Il callo e la mente

«Se la salute mi ride e la serenità di un bella giornata, eccomi amabile; se ho un callo che mi fa dolere l’alluce, eccomi corrucciato, stizzoso e intrattabile», così scriveva il filosofo Michel de Montaigne nel Cinquecento.

Perché Michel, nella biblioteca del suo castello vicino a Bordeaux, capiva benissimo che si può filosofeggiare quanto si vuole, ma nulla si può contro il dolore di un callo al piede, finché non si toglie. E ci metteva di fronte al nostro totem ossia il nostro corpo, la nostra materia: la mente può essere intelligenza, ironia, dignità, sapienza, ma nulla può contro il corpo che invecchia, soffre, pulsa, con il doloretto insidioso o l’occhio di pernice sul mignolo del piede. Noi spesso ci dimentichiamo della corporeità, eternamente giovani ed efficienti, anche se con una dimensione migliore di quella dei tempi di Montaigne, quando a quarant’anni si era vecchi e con un piede nella fossa.

Anche lo spessore dei sensi era diverso. Vogliamo parlare dell’olfatto?

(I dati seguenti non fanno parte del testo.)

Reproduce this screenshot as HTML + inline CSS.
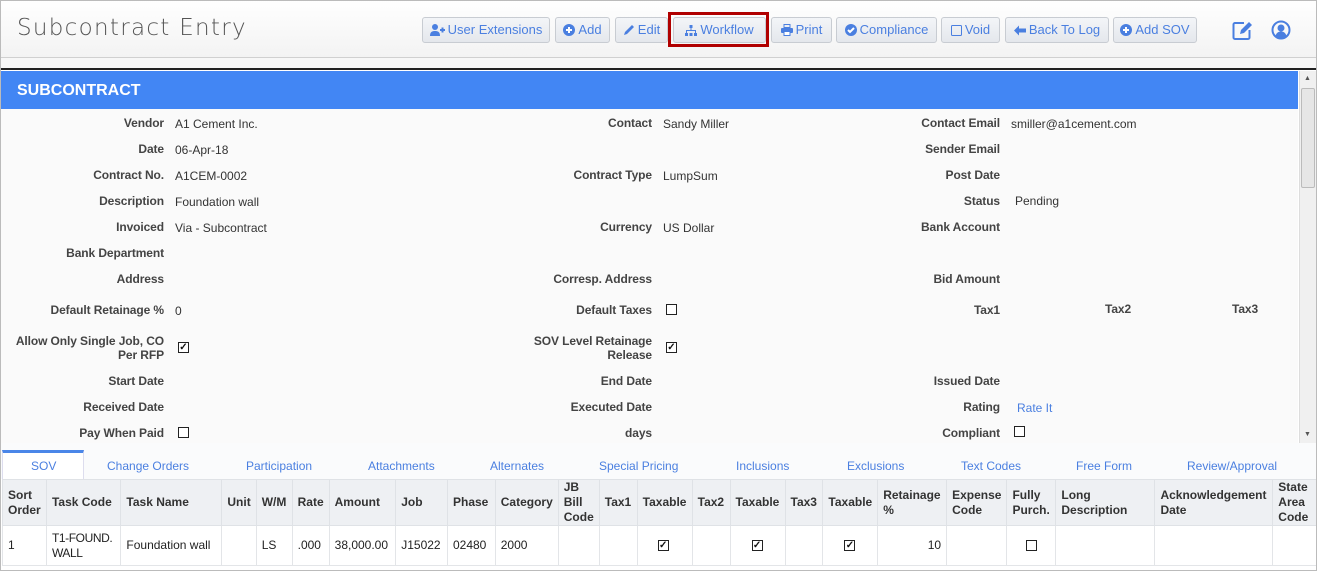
<!DOCTYPE html>
<html><head><meta charset="utf-8"><style>
*{margin:0;padding:0;box-sizing:border-box}
body{width:1317px;height:571px;overflow:hidden;background:#fff;font-family:"Liberation Sans",sans-serif;position:relative}
.abs{position:absolute}
#frame{left:0;top:0;width:1317px;height:571px;border:1px solid #bbb;pointer-events:none;z-index:9}
#top{left:0;top:0;width:1317px;height:58px;background:linear-gradient(#fff,#f3f3f3);border-bottom:1px solid #d0d0d0}
#strip{left:0;top:58px;width:1317px;height:12px;background:#f7f7f7;border-bottom:2px solid #222}
#title{left:17px;top:15px;font-size:23px;color:#555;letter-spacing:1.3px;font-family:"DejaVu Sans","Liberation Sans",sans-serif;font-weight:200}
.btn{position:absolute;top:17px;height:26px;border:1px solid #c8ccd2;border-radius:3px;background:linear-gradient(#f3f5f8,#e4e7ec);color:#4a7fe0;font-size:13px;line-height:24px;text-align:center;white-space:nowrap}
.btn svg{vertical-align:-2px;margin-right:3px}
#wf{left:668px;top:12px;width:101px;height:35px;border:3px solid #b00000}
#blue{left:1px;top:71px;width:1297px;height:38px;background:#4286f4;color:#fff;font-weight:bold;font-size:16px;line-height:40px;padding-left:16px}
#form{left:1px;top:109px;width:1297px;height:334px;background:#fafafa}
#sb{left:1299px;top:71px;width:17px;height:372px;background:#f0f0f0;border-left:1px solid #ddd}
.l{position:absolute;font-size:12px;font-weight:bold;color:#444;text-align:right;white-space:nowrap;line-height:14px;letter-spacing:-0.1px}
.v{position:absolute;font-size:12px;color:#333;white-space:nowrap;line-height:14px}
.cb{position:absolute;width:11px;height:11px;border:1px solid #222;background:#fff;font-size:10px;line-height:9px;text-align:center;font-weight:bold;color:#111}
#tabs{left:1px;top:443px;width:1315px;height:36px;background:#fafbfc}
.tab{position:absolute;top:16px;font-size:12px;color:#4a7fe0}
table{position:absolute;left:2px;top:479px;border-collapse:collapse;font-size:12px;color:#222;table-layout:fixed}
th{background:#eef0f3;font-weight:bold;text-align:left;vertical-align:middle;padding:0 5px;height:45px;border:1px solid #dfe2e6;line-height:15px;color:#333;white-space:nowrap}
td{height:40px;padding:0 5px;border:1px solid #e3e5e8;vertical-align:middle;line-height:15px;background:#fff;white-space:nowrap}
</style></head><body>
<div id="top" class="abs"></div>
<div id="strip" class="abs"></div>
<div id="title" class="abs">Subcontract Entry</div>

<div class="btn" style="left:422px;width:128px"><svg width="15" height="12" viewBox="0 0 15 12"><circle cx="5" cy="3" r="3" fill="#4a7fe0"/><path d="M0 12c0-4 2-5 5-5s5 1 5 5z" fill="#4a7fe0"/><path d="M10 6h5M12.5 3.5v5" stroke="#4a7fe0" stroke-width="2"/></svg>User Extensions</div>
<div class="btn" style="left:555px;width:55px"><svg width="12" height="12"><circle cx="6" cy="6" r="6" fill="#4a7fe0"/><path d="M3 6h6M6 3v6" stroke="#fff" stroke-width="2"/></svg>Add</div>
<div class="btn" style="left:615px;width:53px"><svg width="12" height="12"><path d="M1 11l1-3 7-7 2 2-7 7z" fill="#4a7fe0"/></svg>Edit</div>
<div id="wf" class="abs"></div>
<div class="btn" style="left:673px;width:93px;top:17px"><svg width="12" height="11"><rect x="4.5" y="0" width="3" height="3" fill="#4a7fe0"/><path d="M6 3v3M1.5 8V5.5h9V8" stroke="#4a7fe0" fill="none"/><rect x="0" y="8" width="3" height="3" fill="#4a7fe0"/><rect x="4.5" y="8" width="3" height="3" fill="#4a7fe0"/><rect x="9" y="8" width="3" height="3" fill="#4a7fe0"/></svg>Workflow</div>
<div class="btn" style="left:771px;width:61px"><svg width="12" height="12"><rect x="3" y="0.5" width="6" height="3" fill="none" stroke="#4a7fe0"/><rect x="0" y="4" width="12" height="5" rx="1" fill="#4a7fe0"/><rect x="3" y="7.5" width="6" height="4" fill="#fff" stroke="#4a7fe0"/></svg>Print</div>
<div class="btn" style="left:836px;width:101px"><svg width="12" height="12"><circle cx="6" cy="6" r="6" fill="#4a7fe0"/><path d="M3 6l2 2 4-4" stroke="#fff" stroke-width="2" fill="none"/></svg>Compliance</div>
<div class="btn" style="left:941px;width:59px"><svg width="11" height="11"><rect x="0.5" y="0.5" width="10" height="10" rx="1" stroke="#4a7fe0" fill="none"/></svg>Void</div>
<div class="btn" style="left:1005px;width:104px"><svg width="12" height="11"><path d="M0 5.5L5 0.5v3h7v4H5v3z" fill="#4a7fe0"/></svg>Back To Log</div>
<div class="btn" style="left:1113px;width:84px"><svg width="12" height="12"><circle cx="6" cy="6" r="6" fill="#4a7fe0"/><path d="M3 6h6M6 3v6" stroke="#fff" stroke-width="2"/></svg>Add SOV</div>
<svg class="abs" style="left:1232px;top:20px" width="22" height="20" viewBox="0 0 22 20"><path d="M12 3H3a1.5 1.5 0 0 0-1.5 1.5v13A1.5 1.5 0 0 0 3 19h13a1.5 1.5 0 0 0 1.5-1.5V10" stroke="#4a7fe0" stroke-width="2" fill="none"/><path d="M8 14l1-4 8-8 3 3-8 8z" fill="#4a7fe0"/></svg>
<svg class="abs" style="left:1271px;top:20px" width="20" height="20" viewBox="0 0 20 20"><circle cx="10" cy="10" r="8.5" stroke="#4a7fe0" stroke-width="2" fill="none"/><circle cx="10" cy="8" r="3.5" fill="#4a7fe0"/><path d="M4.5 16c1-3.5 3-4.5 5.5-4.5s4.5 1 5.5 4.5c-1.5 1.5-3.5 2.3-5.5 2.3s-4-.8-5.5-2.3z" fill="#4a7fe0"/></svg>

<div id="blue" class="abs">SUBCONTRACT</div>
<div id="form" class="abs"></div>
<div id="sb" class="abs"><div style="position:absolute;left:1px;top:17px;width:14px;height:100px;background:#e6e6e6;border:1px solid #bbb;border-radius:2px"></div><div style="position:absolute;left:4px;top:4px;font-size:7px;color:#555">▲</div><div style="position:absolute;left:4px;top:360px;font-size:7px;color:#555">▼</div></div>

<div class="l" style="right:1153px;top:116px">Vendor</div><div class="v" style="left:175px;top:117px">A1 Cement Inc.</div>
<div class="l" style="right:1153px;top:142px">Date</div><div class="v" style="left:175px;top:143px">06-Apr-18</div>
<div class="l" style="right:1153px;top:168px">Contract No.</div><div class="v" style="left:175px;top:169px">A1CEM-0002</div>
<div class="l" style="right:1153px;top:194px">Description</div><div class="v" style="left:175px;top:195px">Foundation wall</div>
<div class="l" style="right:1153px;top:220px">Invoiced</div><div class="v" style="left:175px;top:221px">Via - Subcontract</div>
<div class="l" style="right:1153px;top:246px">Bank Department</div>
<div class="l" style="right:1153px;top:272px">Address</div>
<div class="l" style="right:1153px;top:303px">Default Retainage %</div><div class="v" style="left:175px;top:304px">0</div>
<div class="l" style="right:1153px;top:334px">Allow Only Single Job, CO<br>Per RFP</div><div class="cb" style="left:178px;top:342px">✓</div>
<div class="l" style="right:1153px;top:374px">Start Date</div>
<div class="l" style="right:1153px;top:400px">Received Date</div>
<div class="l" style="right:1153px;top:426px">Pay When Paid</div><div class="cb" style="left:178px;top:427px"></div>

<div class="l" style="right:665px;top:116px">Contact</div><div class="v" style="left:663px;top:117px">Sandy Miller</div>
<div class="l" style="right:665px;top:168px">Contract Type</div><div class="v" style="left:663px;top:169px">LumpSum</div>
<div class="l" style="right:665px;top:220px">Currency</div><div class="v" style="left:663px;top:221px">US Dollar</div>
<div class="l" style="right:665px;top:272px">Corresp. Address</div>
<div class="l" style="right:665px;top:303px">Default Taxes</div><div class="cb" style="left:666px;top:304px"></div>
<div class="l" style="right:665px;top:334px">SOV Level Retainage<br>Release</div><div class="cb" style="left:666px;top:342px">✓</div>
<div class="l" style="right:665px;top:374px">End Date</div>
<div class="l" style="right:665px;top:400px">Executed Date</div>
<div class="l" style="right:665px;top:426px">days</div>

<div class="l" style="right:317px;top:116px">Contact Email</div><div class="v" style="left:1011px;top:117px">smiller@a1cement.com</div>
<div class="l" style="right:317px;top:142px">Sender Email</div>
<div class="l" style="right:317px;top:168px">Post Date</div>
<div class="l" style="right:317px;top:194px">Status</div><div class="v" style="left:1015px;top:194px">Pending</div>
<div class="l" style="right:317px;top:220px">Bank Account</div>
<div class="l" style="right:317px;top:272px">Bid Amount</div>
<div class="l" style="right:317px;top:303px">Tax1</div>
<div class="l" style="left:1105px;top:302px">Tax2</div>
<div class="l" style="left:1232px;top:302px">Tax3</div>
<div class="l" style="right:317px;top:374px">Issued Date</div>
<div class="l" style="right:317px;top:400px">Rating</div><div class="v" style="left:1017px;top:401px;color:#4a7fe0">Rate It</div>
<div class="l" style="right:317px;top:426px">Compliant</div><div class="cb" style="left:1014px;top:426px"></div>

<div id="tabs" class="abs">
<div style="position:absolute;left:1px;top:7px;width:82px;height:29px;background:#fff;border-top:3px solid #4a86e8;border-left:1px solid #dde;border-right:1px solid #dde"></div>
<div class="tab" style="left:30px;top:16px">SOV</div>
<div class="tab" style="left:106px">Change Orders</div>
<div class="tab" style="left:245px">Participation</div>
<div class="tab" style="left:367px">Attachments</div>
<div class="tab" style="left:489px">Alternates</div>
<div class="tab" style="left:598px">Special Pricing</div>
<div class="tab" style="left:735px">Inclusions</div>
<div class="tab" style="left:846px">Exclusions</div>
<div class="tab" style="left:960px">Text Codes</div>
<div class="tab" style="left:1075px">Free Form</div>
<div class="tab" style="left:1186px">Review/Approval</div>
</div>

<table>
<colgroup><col style="width:44px"><col style="width:75px"><col style="width:102px"><col style="width:32px"><col style="width:36px"><col style="width:36px"><col style="width:67px"><col style="width:52px"><col style="width:48px"><col style="width:61px"><col style="width:40px"><col style="width:38px"><col style="width:55px"><col style="width:38px"><col style="width:55px"><col style="width:38px"><col style="width:54px"><col style="width:69px"><col style="width:59px"><col style="width:49px"><col style="width:103px"><col style="width:118px"><col style="width:44px"></colgroup>
<tr>
<th>Sort<br>Order</th><th>Task Code</th><th>Task Name</th><th>Unit</th><th>W/M</th><th>Rate</th><th>Amount</th><th>Job</th><th>Phase</th><th>Category</th><th>JB<br>Bill<br>Code</th><th>Tax1</th><th>Taxable</th><th>Tax2</th><th>Taxable</th><th>Tax3</th><th>Taxable</th><th>Retainage<br>%</th><th>Expense<br>Code</th><th>Fully<br>Purch.</th><th>Long<br>Description</th><th>Acknowledgement<br>Date</th><th>State<br>Area<br>Code</th>
</tr>
<tr>
<td>1</td><td style="letter-spacing:-0.4px">T1-FOUND.<br>WALL</td><td>Foundation wall</td><td></td><td>LS</td><td>.000</td><td>38,000.00</td><td>J15022</td><td>02480</td><td>2000</td><td></td><td></td>
<td style="position:relative"><div class="cb" style="left:20px;top:14px">✓</div></td><td></td>
<td style="position:relative"><div class="cb" style="left:21px;top:14px">✓</div></td><td></td>
<td style="position:relative"><div class="cb" style="left:21px;top:14px">✓</div></td>
<td style="text-align:right">10</td><td></td>
<td style="position:relative"><div class="cb" style="left:19px;top:14px"></div></td><td></td><td></td><td></td>
</tr>
</table>
<div id="frame" class="abs"></div>
</body></html>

Una società, fino a pochi decenni fa, non ancora nell’era dei saponi liquidi e dei deodoranti spray, nella quale i corpi emanavano “odori” animali, come ci ricorda il visionario romanzo di Patrick Süskind Il profumo con quell’incipit vorticoso di odori corporei: «Il contadino puzzava come il prete, l’apprendista come la moglie del maestro, puzzava tutta la nobiltà, perfino il re puzzava, puzzava come un animale feroce, e la regina come una vecchia capra, sia d’estate sia d’inverno. Infatti nel diciottesimo secolo non era stato ancora posto alcun limite all’azione disgregante dei batteri; e così non v’era attività umana, sia costruttiva sia distruttiva, o manifestazione di vita in ascesa o in declino, che non fosse accompagnata dal puzzo».

Se la corporeità olfattiva l’abbiamo superata a forza di saponi e spray, difficilmente la mente riesce ad annullare la corporeità. Anche Platone si sedeva sul suo rudimentale “gabinetto” e  questo ce lo rende più umano. Infatti, scriveva ancora Montaigne, «gli organi che servono a  scaricare il ventre hanno le loro proprie dilatazioni e contrazioni, oltre e contro il nostro volere». Hai voglia a filosofare, alla contrazione non si sfugge.

La stessa cosa era l’impulso sessuale, represso da secoli di morale religiosa e non: per secoli era stato considerato peccato tutto quello che non fosse pura procreazione (e anche in questo caso per dare un’anima a Dio). Quando ne La Mandragola frate Timoteo, il frate truffaldino, vuole convincere la virtuosa Lucrezia a “giacere” con uno sconosciuto, le dice che se fosse rimasta incinta avrebbe dato un’anima a Dio e quindi non avrebbe peccato. Tutto il resto era da reprimere, a tutti i costi, con l’acqua fredda e impacchi di aceto. E quando finalmente succedeva subentrava, per il maschio, l’ansia da prestazione, il non accettare la propria corporeità con pregi e difetti. Gli amanti, scrive ancora il nostro filosofo Montaigne, «avendo tutto il tempo a loro disposizione, non devono affrettare la loro impresa né tentarla se non sono pronti. Piuttosto che cadere in una perpetua miseria, per essere rimasti sgomenti e disperati del primo fallimento, attendere l’una o l’altra occasione meno agitata». Ecco che il tormento, l’indecisione e il “fallimento” vengono svuotati del loro significato negativo e diventano gestione del proprio corpo.

In fondo qual è il nostro difetto maggiore? «La più bestiale delle nostre malattie è disprezzare il nostro essere». Parola di Montaigne.